EXERCISE INPUTS:

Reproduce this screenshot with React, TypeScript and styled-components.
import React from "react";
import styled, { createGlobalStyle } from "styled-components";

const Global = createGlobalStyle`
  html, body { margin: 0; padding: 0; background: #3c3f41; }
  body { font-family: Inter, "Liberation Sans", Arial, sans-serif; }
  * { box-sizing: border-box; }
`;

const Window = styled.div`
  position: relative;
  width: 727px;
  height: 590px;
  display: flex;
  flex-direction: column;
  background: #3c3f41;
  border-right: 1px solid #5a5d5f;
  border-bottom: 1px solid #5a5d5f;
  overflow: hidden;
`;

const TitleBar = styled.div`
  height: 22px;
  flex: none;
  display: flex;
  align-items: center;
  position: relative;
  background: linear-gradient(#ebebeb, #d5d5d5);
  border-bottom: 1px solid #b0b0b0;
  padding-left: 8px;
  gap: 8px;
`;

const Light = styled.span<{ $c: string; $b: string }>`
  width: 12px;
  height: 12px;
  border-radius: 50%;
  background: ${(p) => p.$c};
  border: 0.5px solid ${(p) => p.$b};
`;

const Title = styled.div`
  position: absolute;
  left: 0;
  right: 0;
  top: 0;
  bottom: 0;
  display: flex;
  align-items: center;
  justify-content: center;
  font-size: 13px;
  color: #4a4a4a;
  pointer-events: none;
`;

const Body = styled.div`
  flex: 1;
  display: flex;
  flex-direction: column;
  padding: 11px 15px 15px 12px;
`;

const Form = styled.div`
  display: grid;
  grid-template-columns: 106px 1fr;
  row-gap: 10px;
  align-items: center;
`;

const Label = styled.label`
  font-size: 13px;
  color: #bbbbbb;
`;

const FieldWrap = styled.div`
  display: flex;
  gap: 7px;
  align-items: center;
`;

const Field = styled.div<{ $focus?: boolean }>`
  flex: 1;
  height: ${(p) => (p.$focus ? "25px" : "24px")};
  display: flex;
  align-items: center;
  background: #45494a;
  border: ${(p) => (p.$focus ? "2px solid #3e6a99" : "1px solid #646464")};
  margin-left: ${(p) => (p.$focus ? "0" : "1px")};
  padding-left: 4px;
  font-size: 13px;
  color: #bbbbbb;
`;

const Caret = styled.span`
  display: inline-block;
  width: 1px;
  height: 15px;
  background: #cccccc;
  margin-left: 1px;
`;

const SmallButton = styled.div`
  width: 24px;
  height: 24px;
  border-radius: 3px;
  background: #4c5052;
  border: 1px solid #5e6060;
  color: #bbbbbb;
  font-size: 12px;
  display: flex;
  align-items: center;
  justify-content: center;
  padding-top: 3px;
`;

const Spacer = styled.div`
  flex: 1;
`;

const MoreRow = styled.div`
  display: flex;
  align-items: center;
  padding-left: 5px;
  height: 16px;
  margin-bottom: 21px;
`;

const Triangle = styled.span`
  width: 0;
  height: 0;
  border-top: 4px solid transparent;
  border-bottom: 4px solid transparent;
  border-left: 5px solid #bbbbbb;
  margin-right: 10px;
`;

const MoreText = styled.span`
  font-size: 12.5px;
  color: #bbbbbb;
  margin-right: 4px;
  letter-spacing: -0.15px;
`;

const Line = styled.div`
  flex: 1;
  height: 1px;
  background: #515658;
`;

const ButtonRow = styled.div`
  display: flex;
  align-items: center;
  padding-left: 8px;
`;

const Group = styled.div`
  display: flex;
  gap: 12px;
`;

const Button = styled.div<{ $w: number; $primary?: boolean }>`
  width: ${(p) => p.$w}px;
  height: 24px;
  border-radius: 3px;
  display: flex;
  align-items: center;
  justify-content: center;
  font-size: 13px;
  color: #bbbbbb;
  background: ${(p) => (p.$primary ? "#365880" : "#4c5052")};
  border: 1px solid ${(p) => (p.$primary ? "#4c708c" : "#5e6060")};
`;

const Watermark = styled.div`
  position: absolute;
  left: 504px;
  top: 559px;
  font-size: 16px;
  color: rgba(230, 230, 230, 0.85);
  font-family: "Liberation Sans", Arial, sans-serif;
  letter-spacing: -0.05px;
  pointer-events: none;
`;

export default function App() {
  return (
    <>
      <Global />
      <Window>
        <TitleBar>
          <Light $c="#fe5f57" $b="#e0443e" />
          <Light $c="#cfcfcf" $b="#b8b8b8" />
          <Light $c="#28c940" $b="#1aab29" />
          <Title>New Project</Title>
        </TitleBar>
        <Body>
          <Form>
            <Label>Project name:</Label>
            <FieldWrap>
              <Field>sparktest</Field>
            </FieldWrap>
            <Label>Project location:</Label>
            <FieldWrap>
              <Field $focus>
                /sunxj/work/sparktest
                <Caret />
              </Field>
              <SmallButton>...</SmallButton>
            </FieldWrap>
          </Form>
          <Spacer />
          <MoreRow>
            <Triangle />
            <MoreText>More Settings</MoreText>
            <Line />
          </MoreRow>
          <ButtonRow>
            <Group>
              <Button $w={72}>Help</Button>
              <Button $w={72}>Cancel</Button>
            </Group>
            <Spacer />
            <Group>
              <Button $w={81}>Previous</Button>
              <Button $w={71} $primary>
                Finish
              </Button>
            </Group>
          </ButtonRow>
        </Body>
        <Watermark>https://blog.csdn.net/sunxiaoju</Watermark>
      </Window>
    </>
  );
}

---

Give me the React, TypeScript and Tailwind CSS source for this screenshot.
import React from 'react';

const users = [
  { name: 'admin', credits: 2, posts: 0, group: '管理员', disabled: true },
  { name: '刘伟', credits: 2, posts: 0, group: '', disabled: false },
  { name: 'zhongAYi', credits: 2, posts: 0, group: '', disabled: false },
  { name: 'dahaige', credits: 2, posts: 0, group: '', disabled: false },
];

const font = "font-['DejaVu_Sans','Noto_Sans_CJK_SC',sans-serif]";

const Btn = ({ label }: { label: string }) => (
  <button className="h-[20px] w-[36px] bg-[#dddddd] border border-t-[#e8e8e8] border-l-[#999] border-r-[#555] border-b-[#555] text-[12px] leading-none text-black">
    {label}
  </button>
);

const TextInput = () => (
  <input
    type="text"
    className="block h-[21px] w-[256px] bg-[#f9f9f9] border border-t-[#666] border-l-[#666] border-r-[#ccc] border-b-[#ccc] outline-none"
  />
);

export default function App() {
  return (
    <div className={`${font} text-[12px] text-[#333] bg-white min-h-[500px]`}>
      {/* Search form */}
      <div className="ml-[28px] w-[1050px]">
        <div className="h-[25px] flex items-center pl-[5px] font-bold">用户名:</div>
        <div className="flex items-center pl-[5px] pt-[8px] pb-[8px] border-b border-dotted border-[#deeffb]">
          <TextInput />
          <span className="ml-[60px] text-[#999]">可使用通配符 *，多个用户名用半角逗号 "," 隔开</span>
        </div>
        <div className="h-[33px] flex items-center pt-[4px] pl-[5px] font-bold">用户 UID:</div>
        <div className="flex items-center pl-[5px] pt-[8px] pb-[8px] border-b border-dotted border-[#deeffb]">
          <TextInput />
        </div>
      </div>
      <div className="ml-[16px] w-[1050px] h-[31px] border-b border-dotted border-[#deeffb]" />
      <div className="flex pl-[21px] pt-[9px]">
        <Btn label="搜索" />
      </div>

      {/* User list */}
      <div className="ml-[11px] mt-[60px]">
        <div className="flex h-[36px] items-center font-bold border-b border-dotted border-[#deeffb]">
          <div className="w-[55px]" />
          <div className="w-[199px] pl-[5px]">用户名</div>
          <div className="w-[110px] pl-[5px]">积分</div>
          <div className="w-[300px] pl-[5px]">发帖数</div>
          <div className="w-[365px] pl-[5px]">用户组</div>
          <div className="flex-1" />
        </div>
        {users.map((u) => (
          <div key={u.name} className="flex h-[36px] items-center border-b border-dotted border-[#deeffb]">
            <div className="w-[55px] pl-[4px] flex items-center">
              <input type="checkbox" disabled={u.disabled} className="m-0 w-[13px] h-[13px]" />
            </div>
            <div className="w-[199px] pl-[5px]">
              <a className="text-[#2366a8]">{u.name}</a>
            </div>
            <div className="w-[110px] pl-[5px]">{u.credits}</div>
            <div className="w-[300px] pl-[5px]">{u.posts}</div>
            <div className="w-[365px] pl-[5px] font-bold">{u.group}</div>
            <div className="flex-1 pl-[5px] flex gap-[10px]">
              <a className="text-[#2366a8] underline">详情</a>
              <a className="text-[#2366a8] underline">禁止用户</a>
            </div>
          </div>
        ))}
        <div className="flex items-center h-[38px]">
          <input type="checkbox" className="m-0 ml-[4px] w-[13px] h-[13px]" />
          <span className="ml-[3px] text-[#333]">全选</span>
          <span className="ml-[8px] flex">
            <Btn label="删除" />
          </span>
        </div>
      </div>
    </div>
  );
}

...

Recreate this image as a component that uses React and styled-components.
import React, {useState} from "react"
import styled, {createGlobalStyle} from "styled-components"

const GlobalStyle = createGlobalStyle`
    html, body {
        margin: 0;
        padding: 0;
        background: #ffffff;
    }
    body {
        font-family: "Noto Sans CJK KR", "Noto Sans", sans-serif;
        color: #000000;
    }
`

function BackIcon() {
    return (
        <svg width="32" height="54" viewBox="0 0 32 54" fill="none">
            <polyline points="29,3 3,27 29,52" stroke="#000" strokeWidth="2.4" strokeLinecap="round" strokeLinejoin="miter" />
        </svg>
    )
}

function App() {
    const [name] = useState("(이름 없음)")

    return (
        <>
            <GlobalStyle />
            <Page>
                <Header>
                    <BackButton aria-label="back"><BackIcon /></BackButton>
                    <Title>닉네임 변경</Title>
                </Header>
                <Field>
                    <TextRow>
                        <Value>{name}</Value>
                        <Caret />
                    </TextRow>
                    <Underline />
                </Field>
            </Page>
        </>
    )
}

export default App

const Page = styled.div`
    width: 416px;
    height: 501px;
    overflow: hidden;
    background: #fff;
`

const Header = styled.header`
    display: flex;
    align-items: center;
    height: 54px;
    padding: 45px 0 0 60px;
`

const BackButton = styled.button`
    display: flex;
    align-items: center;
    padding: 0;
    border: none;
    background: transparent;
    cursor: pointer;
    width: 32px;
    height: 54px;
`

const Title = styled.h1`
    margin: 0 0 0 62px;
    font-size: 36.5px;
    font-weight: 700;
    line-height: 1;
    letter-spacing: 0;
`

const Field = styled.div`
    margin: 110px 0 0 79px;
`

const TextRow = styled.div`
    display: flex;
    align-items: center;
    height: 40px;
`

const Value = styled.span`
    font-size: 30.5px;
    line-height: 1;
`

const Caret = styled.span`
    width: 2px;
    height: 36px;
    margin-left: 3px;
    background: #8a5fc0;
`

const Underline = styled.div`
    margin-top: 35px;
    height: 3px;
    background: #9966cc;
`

PROBLEM DETAILS:
Extract each line from the listing that holds the word "TypeScript".

EXERCISE SOLUTION:
Reproduce this screenshot with React, TypeScript and styled-components.
Give me the React, TypeScript and Tailwind CSS source for this screenshot.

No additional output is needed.